November 14, 2006, 7:56 am CST

I am here for you

Quote From: jandlb

I am writing this on the second day of my sister's death.  She died yesterday (Friday) and I already miss her so much.  We did not always get along and she made choices that were not the healthiest or the smartest, but she was my sister.  I could always count on her to give hugs that were a little too long, her capacity to love with all of her heart and the knowledge that we loved each other.  When I found out that she was in the hospital, in the ICU unit, I opted to wait to call her the next day (Friday), however that call was never made because she past away in the early morning.  I will always have that regret that I didn't get the chance to acuse her of wanting attention or just trying to get out of house work(with a smile).  My family (mother, father, brothers, husband) and I knew that she was sick but didn't realize how ill she was. 
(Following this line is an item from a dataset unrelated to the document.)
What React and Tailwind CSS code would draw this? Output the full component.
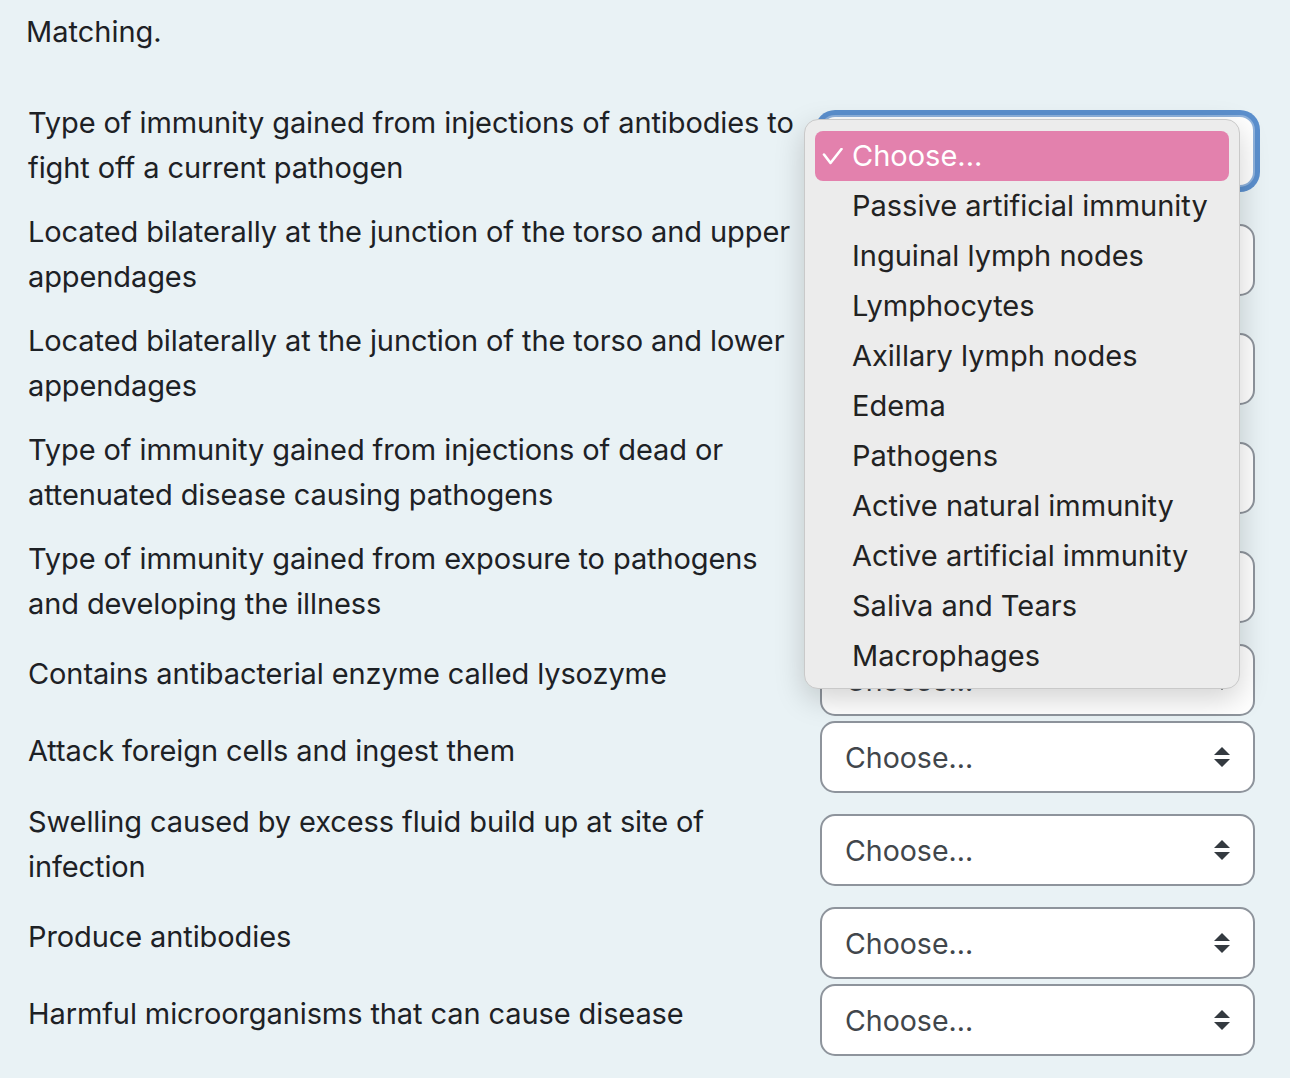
import React from "react";

const rows = [
  { lines: ["Type of immunity gained from injections of antibodies to", "fight off a current pathogen"], focus: true },
  { lines: ["Located bilaterally at the junction of the torso and upper", "appendages"] },
  { lines: ["Located bilaterally at the junction of the torso and lower", "appendages"] },
  { lines: ["Type of immunity gained from injections of dead or", "attenuated disease causing pathogens"] },
  { lines: ["Type of immunity gained from exposure to pathogens", "and developing the illness"] },
  { lines: ["Contains antibacterial enzyme called lysozyme"] },
  { lines: ["Attack foreign cells and ingest them"] },
  { lines: ["Swelling caused by excess fluid build up at site of", "infection"] },
  { lines: ["Produce antibodies"] },
  { lines: ["Harmful microorganisms that can cause disease"] },
];

const options = [
  "Passive artificial immunity",
  "Inguinal lymph nodes",
  "Lymphocytes",
  "Axillary lymph nodes",
  "Edema",
  "Pathogens",
  "Active natural immunity",
  "Active artificial immunity",
  "Saliva and Tears",
  "Macrophages",
];

function Arrows() {
  return (
    <svg width="16" height="20" viewBox="0 0 4 5" className="shrink-0">
      <path d="M2 0L0 2h4zm0 5L0 3h4z" fill="#343a40" />
    </svg>
  );
}

function Select({ focus }) {
  return (
    <div
      className={
        "mt-[12px] h-[72px] w-[435px] shrink-0 rounded-[15px] border-2 bg-white flex items-center justify-between pl-[23px] pr-[23px] " +
        (focus ? "border-[#8fb2dc] ring-[5px] ring-[#5b8fcd]" : "border-[#8e949c]")
      }
    >
      <span className="text-[28.5px] text-[#41464b] pt-[3px]">Choose...</span>
      <Arrows />
    </div>
  );
}

export default function App() {
  return (
    <div
      className="relative min-h-screen bg-[#e9f2f5] text-[#1d2125]"
      style={{ fontFamily: "Inter, 'Noto Sans', sans-serif" }}
    >
      <div className="pl-[28px] pr-[35px] pt-[9px]">
        <p className="text-[29px] leading-[45px] -ml-[2px]">Matching.</p>
        <div className="mt-[36px] flex flex-col">
          {rows.map((r, i) => (
            <div
              key={i}
              className={"flex items-center " + (r.lines.length > 1 ? "h-[109px]" : "h-[77px]")}
            >
              <div className="flex-1 text-[29px] leading-[45px] tracking-[-0.1px]">
                {r.lines.map((l, j) => (
                  <div key={j} className="whitespace-nowrap">{l}</div>
                ))}
              </div>
              <Select focus={r.focus} />
            </div>
          ))}
        </div>
      </div>

      <div className="absolute left-[804px] top-[119px] w-[436px] h-[570px] rounded-[14px] border border-[#c9c9c9] bg-[#ececec] shadow-[0_10px_30px_rgba(0,0,0,0.18)] px-[10px] pt-[11px]">
        <div className="h-[50px] rounded-[8px] bg-[#e381ad] flex items-center relative">
          <svg
            width="22"
            height="18"
            viewBox="0 0 22 18"
            className="absolute left-[7px] top-[17px]"
          >
            <path d="M2 6.5 L8.5 15 L19.5 1" fill="none" stroke="#ffffff" strokeWidth="2.6" strokeLinecap="round" strokeLinejoin="round" />
          </svg>
          <span className="pl-[37px] text-[29px] text-white">Choose...</span>
        </div>
        {options.map((o) => (
          <div key={o} className="h-[50px] flex items-center pl-[37px] text-[29px] text-[#222222]">
            {o}
          </div>
        ))}
      </div>
    </div>
  );
}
Quite honestly, I thought that "Sisters at War" was a silly topic when I saw the preview, because all of us have disagreements with our siblings but I would give anything to be "at war" with my sister right now instead of having to plan her memorial service and help her kids get through this.

The most ironic part  is that this episode is scheduled to air on her birthday, she would have been 37.

When I saw your posting I could only pray for you.  I don't know if your into God or not but he can help you through anything especially in your time of such sorrow. It says in the bible in Psalms23 yeh,though I walk thru the valley of the shadow of death I shall have no fear for thou art with me.  God was with your sister and he is here for you.  I too lost a loved one, my aunt passed away in October and I have had a hard time dealing with it.  But with lots of prayer I am "dealing" with my feelings.  If you need someone to talk to I am here for regardless if we don't know each other.My email address is desmokim@yahoo.com

 
November 14, 2006, 8:03 am CST

11/14 Sisters at War

These two care more about being right and nursing their victim status than they do about each other.  Until they develop their very immature empathy skills this strife will never be resolved.

 

What a waste of time.  I'm betting one day they will live to regret having squandered their valuable, but limited, time.   

 
November 14, 2006, 8:05 am CST

wow i missed the last 15 min of the show

my only friend i have called and i missed the end of the show can any one tell me what happened? i was making thanksgiving day plans with my friend, i am wondering if Dr Phil got through to the two sisters on the show.